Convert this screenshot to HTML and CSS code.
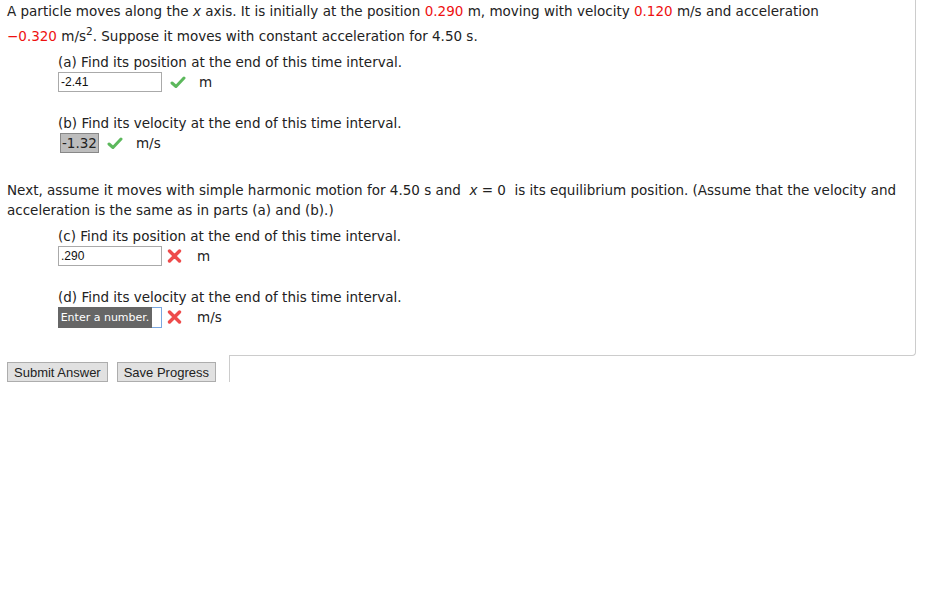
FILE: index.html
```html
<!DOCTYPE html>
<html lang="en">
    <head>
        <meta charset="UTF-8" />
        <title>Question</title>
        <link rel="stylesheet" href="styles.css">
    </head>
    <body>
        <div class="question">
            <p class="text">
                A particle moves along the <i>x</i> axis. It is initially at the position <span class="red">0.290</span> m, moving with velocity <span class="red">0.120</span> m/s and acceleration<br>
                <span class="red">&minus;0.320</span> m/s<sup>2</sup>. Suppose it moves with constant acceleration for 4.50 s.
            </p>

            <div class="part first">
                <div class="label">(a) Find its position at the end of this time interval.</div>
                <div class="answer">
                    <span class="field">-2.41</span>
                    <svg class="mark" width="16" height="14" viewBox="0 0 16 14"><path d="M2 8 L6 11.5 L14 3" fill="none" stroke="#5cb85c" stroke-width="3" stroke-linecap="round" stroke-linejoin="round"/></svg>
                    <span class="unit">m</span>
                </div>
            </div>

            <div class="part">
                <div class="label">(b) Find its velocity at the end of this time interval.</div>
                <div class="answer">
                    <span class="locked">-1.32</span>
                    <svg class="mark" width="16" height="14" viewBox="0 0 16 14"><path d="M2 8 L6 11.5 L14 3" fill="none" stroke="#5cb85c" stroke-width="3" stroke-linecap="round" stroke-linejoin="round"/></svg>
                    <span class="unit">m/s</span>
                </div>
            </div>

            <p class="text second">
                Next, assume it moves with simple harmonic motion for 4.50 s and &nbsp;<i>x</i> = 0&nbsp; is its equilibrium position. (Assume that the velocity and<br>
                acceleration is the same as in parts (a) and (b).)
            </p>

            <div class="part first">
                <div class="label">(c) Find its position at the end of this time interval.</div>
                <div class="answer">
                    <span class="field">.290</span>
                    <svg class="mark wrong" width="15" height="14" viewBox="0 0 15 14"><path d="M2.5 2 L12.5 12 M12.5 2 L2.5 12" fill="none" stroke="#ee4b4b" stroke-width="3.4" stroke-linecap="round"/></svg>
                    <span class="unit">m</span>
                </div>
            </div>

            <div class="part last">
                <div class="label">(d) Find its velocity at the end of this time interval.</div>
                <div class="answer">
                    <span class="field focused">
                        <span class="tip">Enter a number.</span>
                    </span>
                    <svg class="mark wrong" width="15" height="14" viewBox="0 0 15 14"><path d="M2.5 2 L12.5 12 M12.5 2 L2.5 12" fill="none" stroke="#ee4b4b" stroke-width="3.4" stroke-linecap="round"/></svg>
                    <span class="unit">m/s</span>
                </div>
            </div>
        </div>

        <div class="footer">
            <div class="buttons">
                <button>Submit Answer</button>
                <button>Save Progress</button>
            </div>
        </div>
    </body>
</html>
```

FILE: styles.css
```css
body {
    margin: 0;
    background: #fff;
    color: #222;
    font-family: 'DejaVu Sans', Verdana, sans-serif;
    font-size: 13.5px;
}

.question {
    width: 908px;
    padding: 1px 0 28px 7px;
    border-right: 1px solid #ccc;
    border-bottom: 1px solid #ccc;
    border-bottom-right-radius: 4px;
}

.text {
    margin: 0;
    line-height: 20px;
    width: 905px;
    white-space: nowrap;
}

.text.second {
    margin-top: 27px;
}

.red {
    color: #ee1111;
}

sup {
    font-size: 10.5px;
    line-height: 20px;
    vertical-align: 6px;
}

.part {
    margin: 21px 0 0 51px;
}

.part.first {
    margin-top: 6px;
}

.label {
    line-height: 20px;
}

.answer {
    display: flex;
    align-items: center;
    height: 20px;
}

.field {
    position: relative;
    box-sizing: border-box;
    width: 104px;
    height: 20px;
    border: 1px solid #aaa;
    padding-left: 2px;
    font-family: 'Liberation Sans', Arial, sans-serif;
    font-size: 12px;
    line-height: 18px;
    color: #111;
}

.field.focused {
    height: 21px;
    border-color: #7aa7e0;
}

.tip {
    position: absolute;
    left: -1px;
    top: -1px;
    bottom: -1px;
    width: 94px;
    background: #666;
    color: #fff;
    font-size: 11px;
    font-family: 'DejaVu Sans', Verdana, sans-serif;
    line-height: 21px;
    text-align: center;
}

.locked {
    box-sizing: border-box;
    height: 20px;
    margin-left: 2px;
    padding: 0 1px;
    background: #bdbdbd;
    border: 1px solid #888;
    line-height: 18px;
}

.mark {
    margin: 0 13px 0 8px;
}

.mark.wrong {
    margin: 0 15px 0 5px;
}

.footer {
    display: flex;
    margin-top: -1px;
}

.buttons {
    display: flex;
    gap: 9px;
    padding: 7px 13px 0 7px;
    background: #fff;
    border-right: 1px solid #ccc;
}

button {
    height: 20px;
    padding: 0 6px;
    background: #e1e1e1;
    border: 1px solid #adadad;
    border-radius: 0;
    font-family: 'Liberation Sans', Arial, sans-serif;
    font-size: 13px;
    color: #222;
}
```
★ ★ ★ ★
__Do this__: Copy all the lines of data exactly as they appear, dropping any images.

__Correct result__:
Convert this screenshot to HTML and CSS code.
FILE: index.html
```html
<!DOCTYPE html>
<html lang="en">
    <head>
        <meta charset="UTF-8" />
        <title>Question</title>
        <link rel="stylesheet" href="styles.css">
    </head>
    <body>
        <div class="question">
            <p class="text">
                A particle moves along the <i>x</i> axis. It is initially at the position <span class="red">0.290</span> m, moving with velocity <span class="red">0.120</span> m/s and acceleration<br>
                <span class="red">&minus;0.320</span> m/s<sup>2</sup>. Suppose it moves with constant acceleration for 4.50 s.
            </p>

            <div class="part first">
                <div class="label">(a) Find its position at the end of this time interval.</div>
                <div class="answer">
                    <span class="field">-2.41</span>
                    <svg class="mark" width="16" height="14" viewBox="0 0 16 14"><path d="M2 8 L6 11.5 L14 3" fill="none" stroke="#5cb85c" stroke-width="3" stroke-linecap="round" stroke-linejoin="round"/></svg>
                    <span class="unit">m</span>
                </div>
            </div>

            <div class="part">
                <div class="label">(b) Find its velocity at the end of this time interval.</div>
                <div class="answer">
                    <span class="locked">-1.32</span>
                    <svg class="mark" width="16" height="14" viewBox="0 0 16 14"><path d="M2 8 L6 11.5 L14 3" fill="none" stroke="#5cb85c" stroke-width="3" stroke-linecap="round" stroke-linejoin="round"/></svg>
                    <span class="unit">m/s</span>
                </div>
            </div>

            <p class="text second">
                Next, assume it moves with simple harmonic motion for 4.50 s and &nbsp;<i>x</i> = 0&nbsp; is its equilibrium position. (Assume that the velocity and<br>
                acceleration is the same as in parts (a) and (b).)
            </p>

            <div class="part first">
                <div class="label">(c) Find its position at the end of this time interval.</div>
                <div class="answer">
                    <span class="field">.290</span>
                    <svg class="mark wrong" width="15" height="14" viewBox="0 0 15 14"><path d="M2.5 2 L12.5 12 M12.5 2 L2.5 12" fill="none" stroke="#ee4b4b" stroke-width="3.4" stroke-linecap="round"/></svg>
                    <span class="unit">m</span>
                </div>
            </div>

            <div class="part last">
                <div class="label">(d) Find its velocity at the end of this time interval.</div>
                <div class="answer">
                    <span class="field focused">
                        <span class="tip">Enter a number.</span>
                    </span>
                    <svg class="mark wrong" width="15" height="14" viewBox="0 0 15 14"><path d="M2.5 2 L12.5 12 M12.5 2 L2.5 12" fill="none" stroke="#ee4b4b" stroke-width="3.4" stroke-linecap="round"/></svg>
                    <span class="unit">m/s</span>
                </div>
            </div>
        </div>

        <div class="footer">
            <div class="buttons">
                <button>Submit Answer</button>
                <button>Save Progress</button>
            </div>
        </div>
    </body>
</html>
```

FILE: styles.css
```css
body {
    margin: 0;
    background: #fff;
    color: #222;
    font-family: 'DejaVu Sans', Verdana, sans-serif;
    font-size: 13.5px;
}

.question {
    width: 908px;
    padding: 1px 0 28px 7px;
    border-right: 1px solid #ccc;
    border-bottom: 1px solid #ccc;
    border-bottom-right-radius: 4px;
}

.text {
    margin: 0;
    line-height: 20px;
    width: 905px;
    white-space: nowrap;
}

.text.second {
    margin-top: 27px;
}

.red {
    color: #ee1111;
}

sup {
    font-size: 10.5px;
    line-height: 20px;
    vertical-align: 6px;
}

.part {
    margin: 21px 0 0 51px;
}

.part.first {
    margin-top: 6px;
}

.label {
    line-height: 20px;
}

.answer {
    display: flex;
    align-items: center;
    height: 20px;
}

.field {
    position: relative;
    box-sizing: border-box;
    width: 104px;
    height: 20px;
    border: 1px solid #aaa;
    padding-left: 2px;
    font-family: 'Liberation Sans', Arial, sans-serif;
    font-size: 12px;
    line-height: 18px;
    color: #111;
}

.field.focused {
    height: 21px;
    border-color: #7aa7e0;
}

.tip {
    position: absolute;
    left: -1px;
    top: -1px;
    bottom: -1px;
    width: 94px;
    background: #666;
    color: #fff;
    font-size: 11px;
    font-family: 'DejaVu Sans', Verdana, sans-serif;
    line-height: 21px;
    text-align: center;
}

.locked {
    box-sizing: border-box;
    height: 20px;
    margin-left: 2px;
    padding: 0 1px;
    background: #bdbdbd;
    border: 1px solid #888;
    line-height: 18px;
}

.mark {
    margin: 0 13px 0 8px;
}

.mark.wrong {
    margin: 0 15px 0 5px;
}

.footer {
    display: flex;
    margin-top: -1px;
}

.buttons {
    display: flex;
    gap: 9px;
    padding: 7px 13px 0 7px;
    background: #fff;
    border-right: 1px solid #ccc;
}

button {
    height: 20px;
    padding: 0 6px;
    background: #e1e1e1;
    border: 1px solid #adadad;
    border-radius: 0;
    font-family: 'Liberation Sans', Arial, sans-serif;
    font-size: 13px;
    color: #222;
}
```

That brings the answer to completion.